13. ‘Here is living, the true; that of today, all living apart from Him, is but a shadow, a mimicry.’ VI,9.9. Although the Cubists’ use of (developments on) the philosophies of Plato and Plotinus was certainly influenced by the ‘alienating’ effects of rapid technological developments at the turn of the century, Panofsky positioned this in a deeper, historical context, arguing that doubt and the turn to speculative thought (questioning the relationship between reality, senses, ‘mind’ and artistic production) dates from Mannerism. ‘…the Mannerists considered it obvious that this “idea” or concetto could by no means be purely subjective or “psychological”; and the question arose, for the first time, how it was at all possible for the mind to form a notion of this kind – a notion that cannot simply be obtained from nature, yet must not originate in man alone. This question led eventually to the question of the possibility of artistic production as such…precisely such a way of thinking was bound to realise that that which in the past had seemed unquestionable was thoroughly problematical: the relationship of the mind to reality as perceived by the senses…Before the eyes of art theorists there opened an abyss hidden until then, and they felt the need to close it by means of philosophical speculation…Earlier art theory (pre- mid-sixteenth century) had tried to lay the practical foundations for artistic production; now it had to face the task of proving its theoretical legitimacy. Thought now took refuge, so to speak, in a metaphysics meant to justify the artist in claiming for his inner notions a suprasubjective validity as to both correctness and beauty.’  Panofsky, op. cit., 82-83. Also ‘At odds with nature the human mind fled to God in that mood at once triumphant and insecure…’, ibid., 99. More broadly (or perhaps more profoundly) – ‘the opposition between “idealism” and “naturalism” that ruled the philosophy of art until the end of the nineteenth century and under multifarious disguises – Expressionism and Impressionism, Abstraction and Empathy – retained its place in the twentieth, must in the final analysis appear as a “dialectical antinomy.”…To recognise the diversity of these solutions and to understand their historical presuppositions is worthwhile for history’s sake, even though philosophy has come to realise that the problem underlying them is by its very nature insoluble.’ Ibid., 126.

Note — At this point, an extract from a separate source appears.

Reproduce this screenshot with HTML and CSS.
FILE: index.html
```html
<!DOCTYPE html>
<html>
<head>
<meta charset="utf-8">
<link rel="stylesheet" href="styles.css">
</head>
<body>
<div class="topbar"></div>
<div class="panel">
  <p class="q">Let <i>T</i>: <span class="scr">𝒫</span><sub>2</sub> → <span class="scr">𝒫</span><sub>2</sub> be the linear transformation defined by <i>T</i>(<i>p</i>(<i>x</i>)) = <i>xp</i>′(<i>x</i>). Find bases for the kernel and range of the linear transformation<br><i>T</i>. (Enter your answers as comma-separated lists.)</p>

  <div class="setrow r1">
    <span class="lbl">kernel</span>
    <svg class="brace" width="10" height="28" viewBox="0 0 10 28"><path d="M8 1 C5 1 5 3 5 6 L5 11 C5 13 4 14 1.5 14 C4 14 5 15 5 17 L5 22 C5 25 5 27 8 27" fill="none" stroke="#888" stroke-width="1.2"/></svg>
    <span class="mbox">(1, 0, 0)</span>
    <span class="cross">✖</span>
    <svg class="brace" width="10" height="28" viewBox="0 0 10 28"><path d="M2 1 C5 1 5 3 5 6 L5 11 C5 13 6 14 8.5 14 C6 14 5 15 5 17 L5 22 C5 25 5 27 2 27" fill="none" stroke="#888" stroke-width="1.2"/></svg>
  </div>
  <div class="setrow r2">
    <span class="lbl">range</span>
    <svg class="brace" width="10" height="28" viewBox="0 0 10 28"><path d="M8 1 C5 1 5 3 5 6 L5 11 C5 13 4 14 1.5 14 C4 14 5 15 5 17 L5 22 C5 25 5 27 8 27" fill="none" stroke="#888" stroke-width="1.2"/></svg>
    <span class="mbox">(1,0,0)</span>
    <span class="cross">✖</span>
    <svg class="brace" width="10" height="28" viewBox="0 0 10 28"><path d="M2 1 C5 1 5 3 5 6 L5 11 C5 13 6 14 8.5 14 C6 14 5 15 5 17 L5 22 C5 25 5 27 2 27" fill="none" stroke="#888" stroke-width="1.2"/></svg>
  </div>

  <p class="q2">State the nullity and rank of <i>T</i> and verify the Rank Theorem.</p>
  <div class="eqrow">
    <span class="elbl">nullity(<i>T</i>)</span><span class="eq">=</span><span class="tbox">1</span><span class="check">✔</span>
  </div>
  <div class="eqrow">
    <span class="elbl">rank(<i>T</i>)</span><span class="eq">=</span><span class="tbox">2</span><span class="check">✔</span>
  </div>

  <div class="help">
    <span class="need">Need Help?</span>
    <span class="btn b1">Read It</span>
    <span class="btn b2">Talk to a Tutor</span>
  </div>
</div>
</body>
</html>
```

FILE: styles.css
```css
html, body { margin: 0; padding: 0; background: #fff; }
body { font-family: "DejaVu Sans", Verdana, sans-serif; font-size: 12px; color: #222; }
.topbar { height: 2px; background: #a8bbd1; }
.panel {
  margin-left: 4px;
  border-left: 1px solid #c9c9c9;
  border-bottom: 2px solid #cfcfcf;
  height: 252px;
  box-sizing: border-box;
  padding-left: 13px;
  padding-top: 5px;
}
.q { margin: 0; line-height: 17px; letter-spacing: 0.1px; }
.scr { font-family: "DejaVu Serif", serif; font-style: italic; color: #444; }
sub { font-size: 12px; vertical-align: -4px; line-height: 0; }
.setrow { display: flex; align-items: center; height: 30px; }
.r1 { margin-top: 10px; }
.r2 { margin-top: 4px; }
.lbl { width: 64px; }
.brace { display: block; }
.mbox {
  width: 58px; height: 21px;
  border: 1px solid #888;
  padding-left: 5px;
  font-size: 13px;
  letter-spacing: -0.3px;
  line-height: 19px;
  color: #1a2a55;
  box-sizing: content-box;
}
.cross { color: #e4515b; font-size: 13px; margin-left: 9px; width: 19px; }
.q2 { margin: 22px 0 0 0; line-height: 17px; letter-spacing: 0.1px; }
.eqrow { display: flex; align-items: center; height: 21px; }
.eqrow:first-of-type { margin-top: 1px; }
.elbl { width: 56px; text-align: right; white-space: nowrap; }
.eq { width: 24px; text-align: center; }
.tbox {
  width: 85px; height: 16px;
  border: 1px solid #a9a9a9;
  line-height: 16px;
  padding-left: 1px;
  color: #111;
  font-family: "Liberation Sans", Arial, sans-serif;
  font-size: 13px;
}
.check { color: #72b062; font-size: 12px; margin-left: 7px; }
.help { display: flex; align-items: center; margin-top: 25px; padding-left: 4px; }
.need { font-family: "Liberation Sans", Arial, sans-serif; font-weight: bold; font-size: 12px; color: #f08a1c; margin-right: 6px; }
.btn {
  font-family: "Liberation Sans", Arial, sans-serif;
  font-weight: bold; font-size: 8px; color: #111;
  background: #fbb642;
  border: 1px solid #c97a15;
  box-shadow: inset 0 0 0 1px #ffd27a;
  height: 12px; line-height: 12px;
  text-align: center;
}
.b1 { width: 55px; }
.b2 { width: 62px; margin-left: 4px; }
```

14. VI,7.22. ‘Why are the most living portraits the most beautiful, even though the other happen to be more symmetric? Why is the living ugly more attractive than the sculptured handsome? It is that the one is more nearly what we are looking for, and this because there is soul there, because there is more of the Idea of The Good…and this illumination awakens and lifts the soul and all that goes with it, so that the whole man is won over to goodness and in the fullest measure stirred to life.’ VI,7.22. Plato also tied life to truth. On the superiority of speech to writing – Socrates: ‘I mean the kind that is written on the soul of the hearer together with understanding…’ Phaedrus replied: ‘You mean the living and animate speech of a man with knowledge, of which written speech might fairly be called a kind of shadow.’ Phaedrus 276.

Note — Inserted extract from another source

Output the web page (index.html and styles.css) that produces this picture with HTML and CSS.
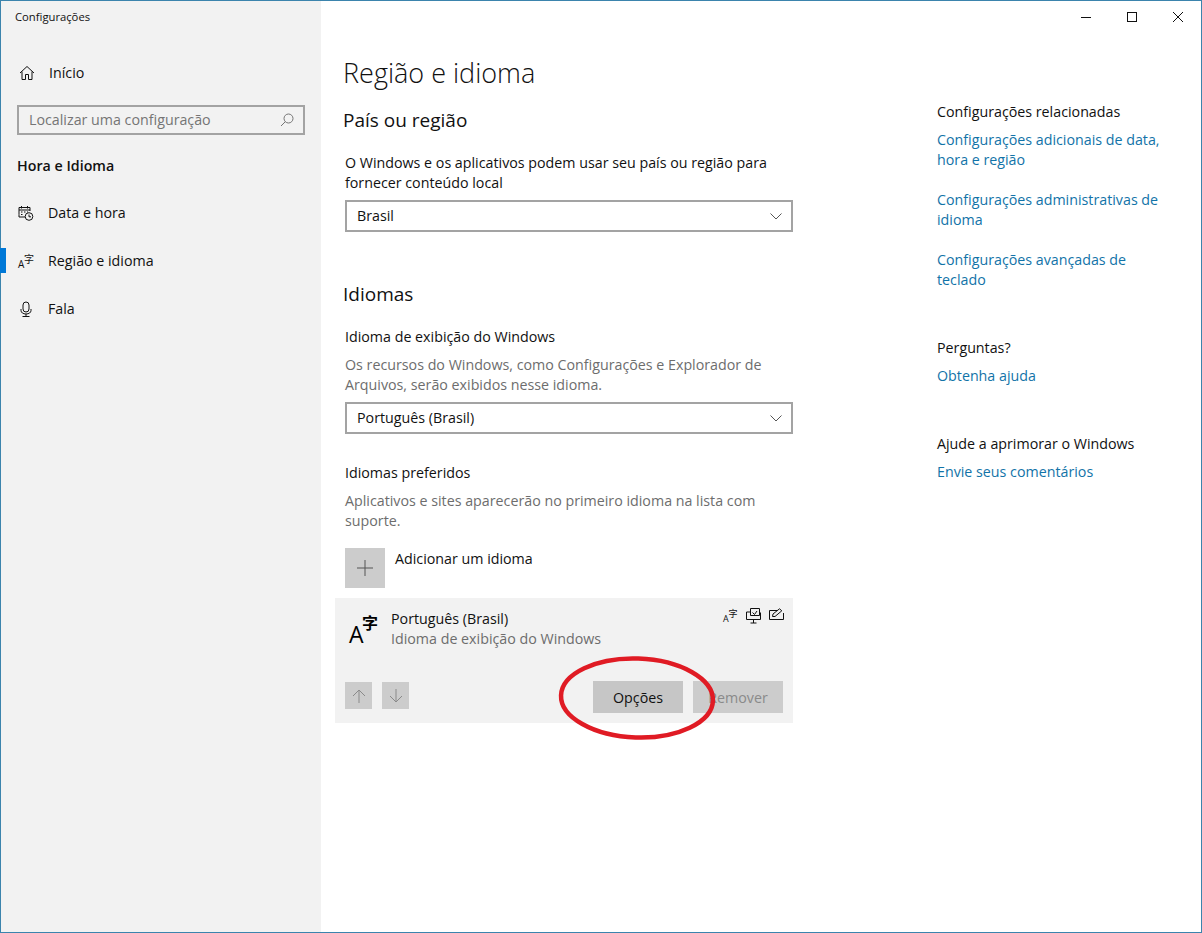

15. ‘If there had been a moment from which He began to be, it would be possible to assert his self-making in the literal sense; but since what He is He is from before eternity, his self-making is to be understood as simultaneous with Himself; the being is one and the same with the making, the eternal ‘bringing into existence’.’ VI.8,20. Also ‘Is that enough? Can we end the discussion by saying this? No, my soul is still in even stronger labour. Perhaps she is now at the point when she must bring forth, having reached the fullness of her birth-pangs in her eager longing for the One.’ V.3,17.

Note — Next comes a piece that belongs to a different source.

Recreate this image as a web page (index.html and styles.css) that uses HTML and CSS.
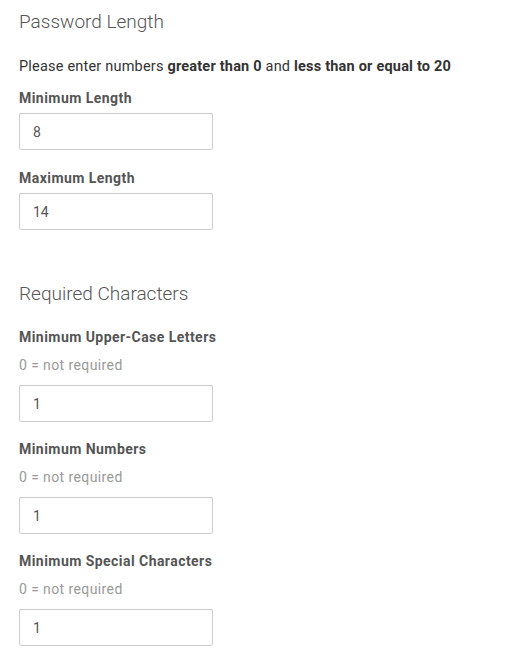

16. III,3.7. Also ‘The Supreme is the Term of all; it is like the principle and ground of some vast tree of rational life; itself unchanging, it gives reasoned being to the growth into which it enters.’ VI,8.15, and IV,4.11. In Creative Evolution, Bergson wrote ‘…life is tendency, and the essence of a tendency is to develop in the form of a sheaf, creating, by its very growth, divergent directions among which its impetus is divided.’ In H. Larrabee, ed. Selections from Bergson. New York, 1949, 72. Also compare Plotinus – ‘The fact that the product contains diversity and difference does not warrant the notion that the producer must be subject to corresponding variations. On the contrary, the more varied the product, the more certain the unchanging identity of the producer: even in the single animal the events produced by Nature are many and not simultaneous; there are the age periods, the developments at fixed epochs – horns, beard, maturing breasts, the acme of life, procreation – but the principles which initially determined the nature of the being are not thereby annulled…this is the unalterable wisdom of the Cosmos…’ IV.4,11 with Bergson ‘The animal takes its stand on the plant, man bestrides animality, and the whole of humanity, in space and time, is one immense army galloping beside and before and behind each of us in an overwhelming charge able to beat down every resistance and clear the most formidable obstacles, perhaps even death.’ From Creative Evolution in Selections from Bergson. op. cit., 105.